Retype all of the listing exactly, passing over any picture you find.

────────────────────────────────────────

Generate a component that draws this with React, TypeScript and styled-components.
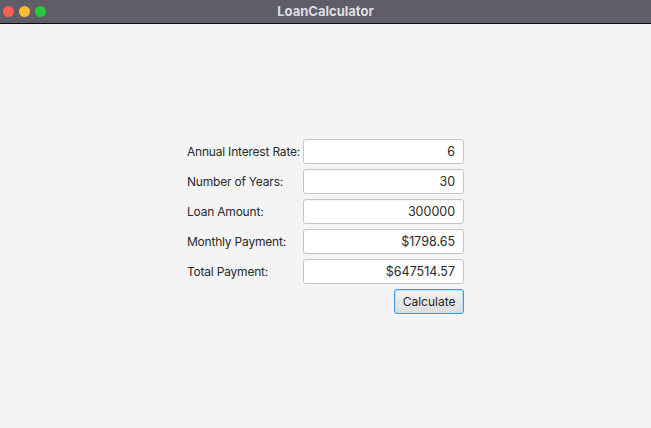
import { Fragment } from "react";
import styled, { createGlobalStyle } from "styled-components";

const GlobalStyle = createGlobalStyle`
  html, body {
    margin: 0;
    padding: 0;
    height: 100%;
  }
  body {
    background: #f4f4f4;
    font-family: "Inter", "Liberation Sans", sans-serif;
  }
  #root {
    height: 100%;
  }
`;

const Window = styled.div`
  width: 651px;
  height: 428px;
  display: flex;
  flex-direction: column;
  background: #f4f4f4;
`;

const TitleBar = styled.div`
  flex: none;
  display: flex;
  align-items: center;
  position: relative;
  background: #5f5d67;
  border-bottom: 1px solid #0c0c0c;
  box-sizing: border-box;
  height: 24px;
`;

const Lights = styled.div`
  display: flex;
  gap: 5px;
  padding-left: 3px;
  padding-bottom: 1px;
`;

const Light = styled.span<{ $color: string }>`
  width: 11px;
  height: 11px;
  border-radius: 50%;
  background: ${(p) => p.$color};
`;

const Title = styled.div`
  position: absolute;
  left: 0;
  right: 0;
  top: 0;
  bottom: 1px;
  display: flex;
  align-items: center;
  justify-content: center;
  color: #dedde2;
  font-weight: 700;
  font-size: 13px;
  pointer-events: none;
`;

const Content = styled.div`
  flex: 1;
  display: flex;
  align-items: center;
  justify-content: center;
`;

const Form = styled.div`
  display: grid;
  grid-template-columns: auto 161px;
  column-gap: 3px;
  row-gap: 5px;
  align-items: center;
`;

const Label = styled.label`
  font-size: 12px;
  color: #2a2a2a;
  letter-spacing: -0.2px;
`;

const Field = styled.input`
  box-sizing: border-box;
  width: 161px;
  height: 25px;
  border: 1px solid #c6c6c6;
  border-radius: 3px;
  background: #ffffff;
  text-align: right;
  padding: 0 8px;
  font-family: inherit;
  font-size: 12.5px;
  color: #2a2a2a;
  box-shadow: inset 0 1px 1px rgba(0, 0, 0, 0.04);
  outline: none;
`;

const ButtonCell = styled.div`
  grid-column: 2;
  display: flex;
  justify-content: flex-end;
`;

const Button = styled.button`
  box-sizing: border-box;
  width: 70px;
  height: 25px;
  border: 1px solid #3d9ad6;
  border-radius: 3px;
  background: linear-gradient(#f4f4f4, #dcdcdc);
  box-shadow: inset 0 0 0 1px #bfe0f4;
  font-family: inherit;
  font-size: 12px;
  color: #262626;
  padding: 0;
`;

const rows = [
  { label: "Annual Interest Rate:", value: "6" },
  { label: "Number of Years:", value: "30" },
  { label: "Loan Amount:", value: "300000" },
  { label: "Monthly Payment:", value: "$1798.65" },
  { label: "Total Payment:", value: "$647514.57" },
];

export default function App() {
  return (
    <>
      <GlobalStyle />
      <Window>
        <TitleBar>
          <Lights>
            <Light $color="#fe5f57" />
            <Light $color="#febc2e" />
            <Light $color="#28c840" />
          </Lights>
          <Title>LoanCalculator</Title>
        </TitleBar>
        <Content>
          <Form>
            {rows.map((r) => (
              <Fragment key={r.label}>
                <Label>{r.label}</Label>
                <Field defaultValue={r.value} readOnly />
              </Fragment>
            ))}
            <ButtonCell>
              <Button>Calculate</Button>
            </ButtonCell>
          </Form>
        </Content>
      </Window>
    </>
  );
}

────────────────────────────────────────

Task response.
Generate a component that draws this with React, TypeScript and styled-components.
import { Fragment } from "react";
import styled, { createGlobalStyle } from "styled-components";

const GlobalStyle = createGlobalStyle`
  html, body {
    margin: 0;
    padding: 0;
    height: 100%;
  }
  body {
    background: #f4f4f4;
    font-family: "Inter", "Liberation Sans", sans-serif;
  }
  #root {
    height: 100%;
  }
`;

const Window = styled.div`
  width: 651px;
  height: 428px;
  display: flex;
  flex-direction: column;
  background: #f4f4f4;
`;

const TitleBar = styled.div`
  flex: none;
  display: flex;
  align-items: center;
  position: relative;
  background: #5f5d67;
  border-bottom: 1px solid #0c0c0c;
  box-sizing: border-box;
  height: 24px;
`;

const Lights = styled.div`
  display: flex;
  gap: 5px;
  padding-left: 3px;
  padding-bottom: 1px;
`;

const Light = styled.span<{ $color: string }>`
  width: 11px;
  height: 11px;
  border-radius: 50%;
  background: ${(p) => p.$color};
`;

const Title = styled.div`
  position: absolute;
  left: 0;
  right: 0;
  top: 0;
  bottom: 1px;
  display: flex;
  align-items: center;
  justify-content: center;
  color: #dedde2;
  font-weight: 700;
  font-size: 13px;
  pointer-events: none;
`;

const Content = styled.div`
  flex: 1;
  display: flex;
  align-items: center;
  justify-content: center;
`;

const Form = styled.div`
  display: grid;
  grid-template-columns: auto 161px;
  column-gap: 3px;
  row-gap: 5px;
  align-items: center;
`;

const Label = styled.label`
  font-size: 12px;
  color: #2a2a2a;
  letter-spacing: -0.2px;
`;

const Field = styled.input`
  box-sizing: border-box;
  width: 161px;
  height: 25px;
  border: 1px solid #c6c6c6;
  border-radius: 3px;
  background: #ffffff;
  text-align: right;
  padding: 0 8px;
  font-family: inherit;
  font-size: 12.5px;
  color: #2a2a2a;
  box-shadow: inset 0 1px 1px rgba(0, 0, 0, 0.04);
  outline: none;
`;

const ButtonCell = styled.div`
  grid-column: 2;
  display: flex;
  justify-content: flex-end;
`;

const Button = styled.button`
  box-sizing: border-box;
  width: 70px;
  height: 25px;
  border: 1px solid #3d9ad6;
  border-radius: 3px;
  background: linear-gradient(#f4f4f4, #dcdcdc);
  box-shadow: inset 0 0 0 1px #bfe0f4;
  font-family: inherit;
  font-size: 12px;
  color: #262626;
  padding: 0;
`;

const rows = [
  { label: "Annual Interest Rate:", value: "6" },
  { label: "Number of Years:", value: "30" },
  { label: "Loan Amount:", value: "300000" },
  { label: "Monthly Payment:", value: "$1798.65" },
  { label: "Total Payment:", value: "$647514.57" },
];

export default function App() {
  return (
    <>
      <GlobalStyle />
      <Window>
        <TitleBar>
          <Lights>
            <Light $color="#fe5f57" />
            <Light $color="#febc2e" />
            <Light $color="#28c840" />
          </Lights>
          <Title>LoanCalculator</Title>
        </TitleBar>
        <Content>
          <Form>
            {rows.map((r) => (
              <Fragment key={r.label}>
                <Label>{r.label}</Label>
                <Field defaultValue={r.value} readOnly />
              </Fragment>
            ))}
            <ButtonCell>
              <Button>Calculate</Button>
            </ButtonCell>
          </Form>
        </Content>
      </Window>
    </>
  );
}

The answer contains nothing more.